Answer with nothing but a number: how many lines include the word "TypeScript"?

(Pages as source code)
◆ ◆ ◆ ◆ ◆

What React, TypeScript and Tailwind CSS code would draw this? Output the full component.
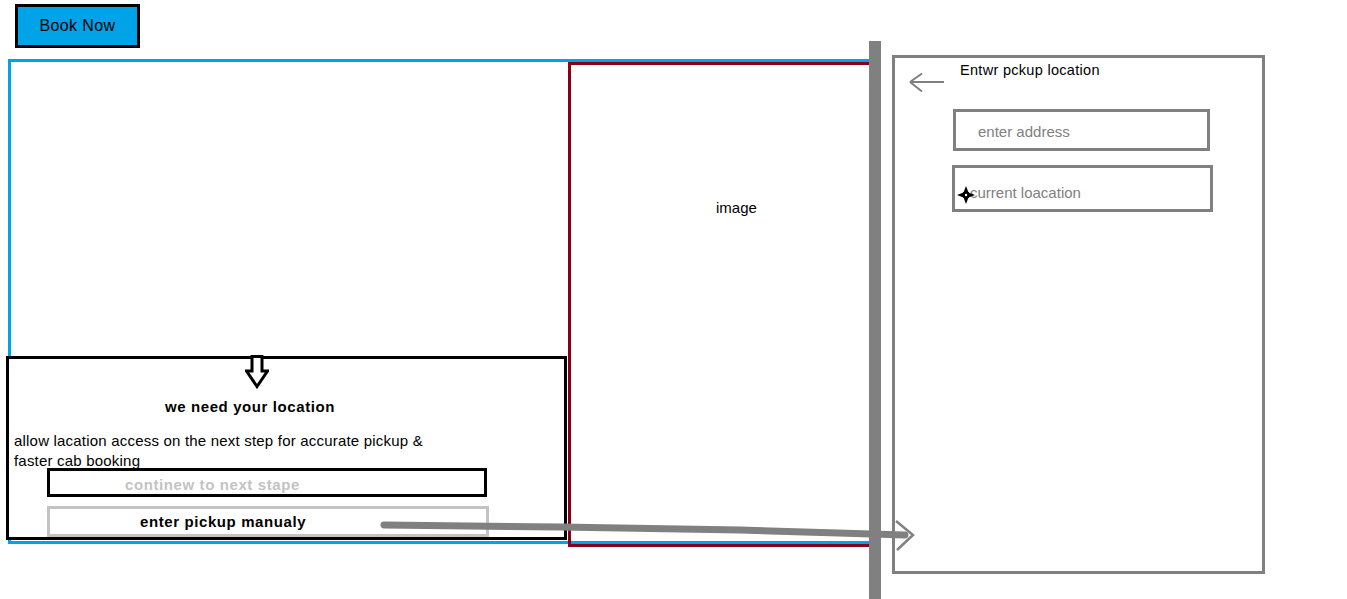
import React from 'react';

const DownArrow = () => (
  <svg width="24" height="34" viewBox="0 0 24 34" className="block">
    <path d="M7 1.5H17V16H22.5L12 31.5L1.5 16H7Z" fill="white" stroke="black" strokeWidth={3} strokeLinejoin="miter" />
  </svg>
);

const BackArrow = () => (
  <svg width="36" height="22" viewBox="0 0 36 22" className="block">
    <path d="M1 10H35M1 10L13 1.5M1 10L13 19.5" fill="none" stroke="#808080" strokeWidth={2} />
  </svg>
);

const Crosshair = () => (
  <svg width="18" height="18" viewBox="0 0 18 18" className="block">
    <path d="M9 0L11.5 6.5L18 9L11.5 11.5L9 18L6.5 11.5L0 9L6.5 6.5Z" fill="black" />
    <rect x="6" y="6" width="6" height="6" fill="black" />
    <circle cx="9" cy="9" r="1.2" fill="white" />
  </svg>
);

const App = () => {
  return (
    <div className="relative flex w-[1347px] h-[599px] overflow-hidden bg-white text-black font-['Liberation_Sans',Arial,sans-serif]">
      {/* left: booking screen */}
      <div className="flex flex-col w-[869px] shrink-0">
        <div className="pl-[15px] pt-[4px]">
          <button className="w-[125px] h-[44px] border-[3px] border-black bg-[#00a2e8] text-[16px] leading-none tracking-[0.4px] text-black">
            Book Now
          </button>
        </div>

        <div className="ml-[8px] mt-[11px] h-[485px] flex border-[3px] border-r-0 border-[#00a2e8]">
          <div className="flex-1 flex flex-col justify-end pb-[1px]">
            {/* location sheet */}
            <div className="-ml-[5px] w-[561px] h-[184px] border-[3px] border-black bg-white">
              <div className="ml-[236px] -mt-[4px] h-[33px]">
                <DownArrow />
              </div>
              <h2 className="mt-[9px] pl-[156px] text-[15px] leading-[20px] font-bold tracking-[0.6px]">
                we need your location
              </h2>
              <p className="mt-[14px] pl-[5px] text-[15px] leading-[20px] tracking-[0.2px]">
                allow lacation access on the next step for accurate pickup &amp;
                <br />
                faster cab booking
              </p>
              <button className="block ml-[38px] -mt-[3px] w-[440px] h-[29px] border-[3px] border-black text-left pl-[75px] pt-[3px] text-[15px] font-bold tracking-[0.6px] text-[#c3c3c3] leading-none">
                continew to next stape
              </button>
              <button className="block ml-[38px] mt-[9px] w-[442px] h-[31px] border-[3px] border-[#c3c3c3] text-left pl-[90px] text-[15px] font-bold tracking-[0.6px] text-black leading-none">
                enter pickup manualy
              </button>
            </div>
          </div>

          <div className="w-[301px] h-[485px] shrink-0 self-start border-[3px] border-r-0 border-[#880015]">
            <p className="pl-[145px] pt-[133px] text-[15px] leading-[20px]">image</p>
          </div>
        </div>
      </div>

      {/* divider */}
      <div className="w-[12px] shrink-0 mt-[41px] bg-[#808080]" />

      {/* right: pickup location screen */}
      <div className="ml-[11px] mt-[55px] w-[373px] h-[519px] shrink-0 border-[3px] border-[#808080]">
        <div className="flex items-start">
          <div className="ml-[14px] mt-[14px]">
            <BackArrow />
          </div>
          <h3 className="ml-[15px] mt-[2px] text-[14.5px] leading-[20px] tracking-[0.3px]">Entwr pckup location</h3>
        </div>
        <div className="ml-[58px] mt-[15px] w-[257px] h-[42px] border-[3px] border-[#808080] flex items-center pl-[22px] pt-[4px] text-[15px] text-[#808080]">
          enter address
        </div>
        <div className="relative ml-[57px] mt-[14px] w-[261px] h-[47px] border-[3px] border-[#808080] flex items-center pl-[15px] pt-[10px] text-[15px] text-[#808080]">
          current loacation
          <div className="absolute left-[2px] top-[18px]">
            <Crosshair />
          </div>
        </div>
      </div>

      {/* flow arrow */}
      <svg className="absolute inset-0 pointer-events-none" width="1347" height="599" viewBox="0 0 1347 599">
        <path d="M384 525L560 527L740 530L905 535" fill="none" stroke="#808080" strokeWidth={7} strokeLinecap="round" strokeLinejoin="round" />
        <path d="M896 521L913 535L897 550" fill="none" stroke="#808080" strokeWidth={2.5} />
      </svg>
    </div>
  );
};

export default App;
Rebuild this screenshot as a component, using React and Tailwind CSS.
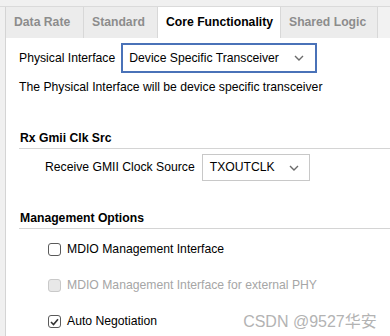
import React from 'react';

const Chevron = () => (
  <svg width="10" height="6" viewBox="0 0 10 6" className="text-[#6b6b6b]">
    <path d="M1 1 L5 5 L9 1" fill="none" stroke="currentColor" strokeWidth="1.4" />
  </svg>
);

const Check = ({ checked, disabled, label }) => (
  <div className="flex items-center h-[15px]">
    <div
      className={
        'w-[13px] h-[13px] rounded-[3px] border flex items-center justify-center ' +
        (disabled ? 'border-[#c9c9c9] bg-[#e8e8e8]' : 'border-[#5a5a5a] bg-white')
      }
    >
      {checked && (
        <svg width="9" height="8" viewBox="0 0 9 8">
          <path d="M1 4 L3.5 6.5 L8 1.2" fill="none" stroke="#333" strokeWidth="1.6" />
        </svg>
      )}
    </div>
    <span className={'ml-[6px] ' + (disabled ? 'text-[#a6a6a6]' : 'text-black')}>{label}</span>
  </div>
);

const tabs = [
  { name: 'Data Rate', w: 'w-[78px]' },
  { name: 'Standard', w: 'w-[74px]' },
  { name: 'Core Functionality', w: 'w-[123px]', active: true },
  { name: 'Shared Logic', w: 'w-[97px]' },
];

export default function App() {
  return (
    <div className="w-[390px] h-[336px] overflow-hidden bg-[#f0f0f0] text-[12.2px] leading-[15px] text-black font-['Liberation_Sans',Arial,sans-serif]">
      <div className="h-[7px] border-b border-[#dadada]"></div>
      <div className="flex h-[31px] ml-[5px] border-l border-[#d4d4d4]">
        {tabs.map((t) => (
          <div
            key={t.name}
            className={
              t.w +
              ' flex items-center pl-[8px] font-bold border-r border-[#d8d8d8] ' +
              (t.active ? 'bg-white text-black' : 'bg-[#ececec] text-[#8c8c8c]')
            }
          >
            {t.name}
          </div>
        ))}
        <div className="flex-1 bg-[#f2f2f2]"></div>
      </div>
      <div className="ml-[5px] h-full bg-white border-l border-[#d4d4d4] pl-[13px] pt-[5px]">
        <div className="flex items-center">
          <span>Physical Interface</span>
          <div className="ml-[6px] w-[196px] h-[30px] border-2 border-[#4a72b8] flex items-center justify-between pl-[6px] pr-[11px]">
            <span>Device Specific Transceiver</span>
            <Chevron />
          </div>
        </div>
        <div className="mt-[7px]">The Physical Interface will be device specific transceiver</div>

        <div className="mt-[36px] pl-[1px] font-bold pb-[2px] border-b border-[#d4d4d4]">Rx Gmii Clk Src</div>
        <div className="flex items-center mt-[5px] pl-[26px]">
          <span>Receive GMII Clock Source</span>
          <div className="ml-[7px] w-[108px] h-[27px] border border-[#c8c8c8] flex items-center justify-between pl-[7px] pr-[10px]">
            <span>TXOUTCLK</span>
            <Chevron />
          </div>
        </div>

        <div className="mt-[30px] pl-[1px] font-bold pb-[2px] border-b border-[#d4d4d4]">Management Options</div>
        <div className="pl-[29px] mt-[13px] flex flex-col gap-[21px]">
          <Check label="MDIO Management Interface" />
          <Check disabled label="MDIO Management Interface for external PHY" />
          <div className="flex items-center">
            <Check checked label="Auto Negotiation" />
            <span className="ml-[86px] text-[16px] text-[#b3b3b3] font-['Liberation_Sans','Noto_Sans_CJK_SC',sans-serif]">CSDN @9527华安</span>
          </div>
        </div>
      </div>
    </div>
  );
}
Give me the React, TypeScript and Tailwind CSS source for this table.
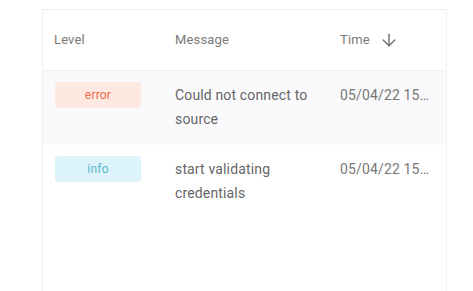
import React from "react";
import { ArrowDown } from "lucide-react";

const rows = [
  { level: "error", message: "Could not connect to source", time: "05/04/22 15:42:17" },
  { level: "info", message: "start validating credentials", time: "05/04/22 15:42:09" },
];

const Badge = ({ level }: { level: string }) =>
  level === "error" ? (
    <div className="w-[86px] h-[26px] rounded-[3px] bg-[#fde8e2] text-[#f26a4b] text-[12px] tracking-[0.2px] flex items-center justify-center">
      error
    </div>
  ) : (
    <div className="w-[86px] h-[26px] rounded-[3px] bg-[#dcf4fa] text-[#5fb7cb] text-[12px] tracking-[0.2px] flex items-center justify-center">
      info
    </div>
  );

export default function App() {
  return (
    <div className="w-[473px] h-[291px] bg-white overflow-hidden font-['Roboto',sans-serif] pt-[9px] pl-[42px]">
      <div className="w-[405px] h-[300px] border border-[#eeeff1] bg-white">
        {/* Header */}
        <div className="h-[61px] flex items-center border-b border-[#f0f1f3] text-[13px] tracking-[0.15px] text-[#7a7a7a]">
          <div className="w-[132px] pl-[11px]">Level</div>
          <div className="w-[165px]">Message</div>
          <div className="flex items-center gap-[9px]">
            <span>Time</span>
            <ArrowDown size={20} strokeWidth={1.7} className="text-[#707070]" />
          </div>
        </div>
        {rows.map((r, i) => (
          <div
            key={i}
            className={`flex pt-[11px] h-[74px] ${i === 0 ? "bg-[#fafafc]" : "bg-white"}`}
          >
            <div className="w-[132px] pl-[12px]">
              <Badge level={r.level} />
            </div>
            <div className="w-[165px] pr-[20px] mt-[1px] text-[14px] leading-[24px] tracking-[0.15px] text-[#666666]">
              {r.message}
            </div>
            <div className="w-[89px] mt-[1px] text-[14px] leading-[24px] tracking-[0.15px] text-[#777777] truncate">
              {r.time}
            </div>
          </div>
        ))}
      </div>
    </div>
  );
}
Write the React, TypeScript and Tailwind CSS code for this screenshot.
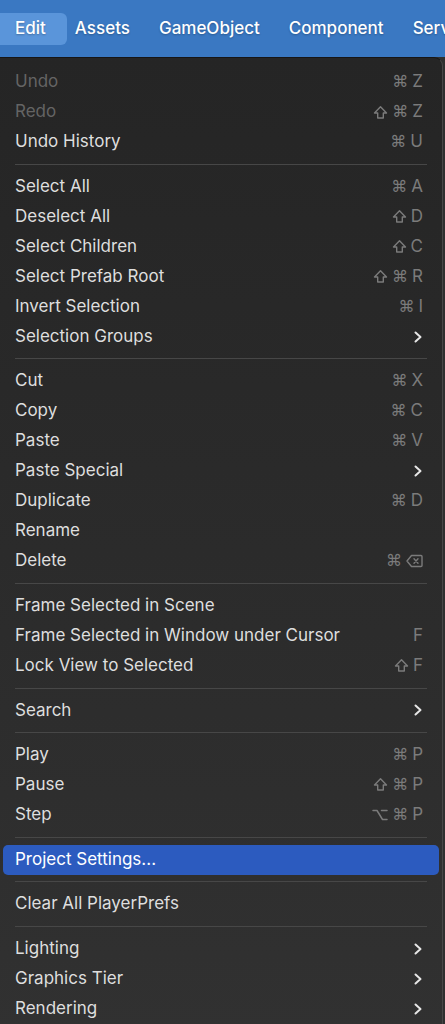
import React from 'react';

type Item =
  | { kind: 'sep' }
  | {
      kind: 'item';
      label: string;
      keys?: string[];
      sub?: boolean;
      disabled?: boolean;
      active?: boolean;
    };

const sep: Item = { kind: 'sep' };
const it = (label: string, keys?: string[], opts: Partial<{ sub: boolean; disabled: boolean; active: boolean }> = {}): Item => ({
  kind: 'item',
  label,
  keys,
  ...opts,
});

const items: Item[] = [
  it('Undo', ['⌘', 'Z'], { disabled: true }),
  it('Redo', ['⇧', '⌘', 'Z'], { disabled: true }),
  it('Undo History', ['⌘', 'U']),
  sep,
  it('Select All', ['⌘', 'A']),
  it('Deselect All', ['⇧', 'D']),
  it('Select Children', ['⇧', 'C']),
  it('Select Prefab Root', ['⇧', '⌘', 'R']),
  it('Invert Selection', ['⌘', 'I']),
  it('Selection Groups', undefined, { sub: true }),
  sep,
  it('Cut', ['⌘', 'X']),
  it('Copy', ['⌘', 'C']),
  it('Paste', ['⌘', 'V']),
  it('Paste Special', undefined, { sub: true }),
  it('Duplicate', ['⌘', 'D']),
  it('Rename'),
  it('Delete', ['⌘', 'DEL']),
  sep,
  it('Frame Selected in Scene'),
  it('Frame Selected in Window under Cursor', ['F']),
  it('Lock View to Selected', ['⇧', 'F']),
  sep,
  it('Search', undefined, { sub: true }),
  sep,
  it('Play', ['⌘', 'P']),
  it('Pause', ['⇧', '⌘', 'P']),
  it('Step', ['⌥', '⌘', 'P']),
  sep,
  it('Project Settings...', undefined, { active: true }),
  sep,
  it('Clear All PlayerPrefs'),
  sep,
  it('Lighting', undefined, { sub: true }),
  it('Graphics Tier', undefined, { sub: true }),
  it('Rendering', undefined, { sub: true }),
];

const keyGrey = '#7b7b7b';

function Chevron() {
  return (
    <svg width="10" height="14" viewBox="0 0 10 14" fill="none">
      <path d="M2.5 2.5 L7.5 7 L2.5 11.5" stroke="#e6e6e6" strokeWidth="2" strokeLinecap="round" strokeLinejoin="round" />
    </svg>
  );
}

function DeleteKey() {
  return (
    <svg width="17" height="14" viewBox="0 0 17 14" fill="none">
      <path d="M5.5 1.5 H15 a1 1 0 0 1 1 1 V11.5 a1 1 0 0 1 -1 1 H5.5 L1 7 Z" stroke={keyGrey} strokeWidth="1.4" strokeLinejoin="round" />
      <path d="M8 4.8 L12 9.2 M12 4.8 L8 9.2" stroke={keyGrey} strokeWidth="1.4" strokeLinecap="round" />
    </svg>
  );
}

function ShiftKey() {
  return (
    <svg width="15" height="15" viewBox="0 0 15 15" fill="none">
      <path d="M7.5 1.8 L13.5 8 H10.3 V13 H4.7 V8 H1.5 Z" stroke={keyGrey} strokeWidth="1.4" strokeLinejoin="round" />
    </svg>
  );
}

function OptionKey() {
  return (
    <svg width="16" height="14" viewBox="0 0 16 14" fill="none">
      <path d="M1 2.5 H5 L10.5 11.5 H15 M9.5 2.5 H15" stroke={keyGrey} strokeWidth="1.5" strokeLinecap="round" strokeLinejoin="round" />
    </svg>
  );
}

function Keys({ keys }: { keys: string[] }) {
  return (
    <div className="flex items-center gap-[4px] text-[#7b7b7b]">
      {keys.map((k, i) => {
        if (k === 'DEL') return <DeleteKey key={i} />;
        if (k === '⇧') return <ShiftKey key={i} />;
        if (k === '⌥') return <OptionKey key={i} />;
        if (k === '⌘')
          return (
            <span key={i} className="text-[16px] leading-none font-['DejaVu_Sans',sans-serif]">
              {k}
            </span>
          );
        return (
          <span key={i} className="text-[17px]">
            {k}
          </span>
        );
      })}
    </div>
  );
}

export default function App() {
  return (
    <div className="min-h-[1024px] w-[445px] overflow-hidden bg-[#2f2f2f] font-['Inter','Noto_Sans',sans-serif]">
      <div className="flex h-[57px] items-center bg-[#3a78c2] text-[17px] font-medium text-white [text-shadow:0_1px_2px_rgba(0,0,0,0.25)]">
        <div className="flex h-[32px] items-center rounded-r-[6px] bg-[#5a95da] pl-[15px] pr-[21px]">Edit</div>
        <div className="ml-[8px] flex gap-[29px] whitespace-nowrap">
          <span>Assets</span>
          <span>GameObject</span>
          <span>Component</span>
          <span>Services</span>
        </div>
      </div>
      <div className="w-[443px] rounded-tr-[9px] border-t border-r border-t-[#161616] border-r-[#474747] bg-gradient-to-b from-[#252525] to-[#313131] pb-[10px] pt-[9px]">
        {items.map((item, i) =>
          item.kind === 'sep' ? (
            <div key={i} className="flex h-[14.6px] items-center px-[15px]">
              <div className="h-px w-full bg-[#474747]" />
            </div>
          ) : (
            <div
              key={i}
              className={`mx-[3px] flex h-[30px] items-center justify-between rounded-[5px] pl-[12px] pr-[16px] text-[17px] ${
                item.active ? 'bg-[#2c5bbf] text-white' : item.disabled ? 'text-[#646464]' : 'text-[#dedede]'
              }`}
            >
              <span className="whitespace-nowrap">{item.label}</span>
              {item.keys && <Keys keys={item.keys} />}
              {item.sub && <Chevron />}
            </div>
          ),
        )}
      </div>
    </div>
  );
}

◆ ◆ ◆ ◆ ◆

— EXERCISE RESULT —
3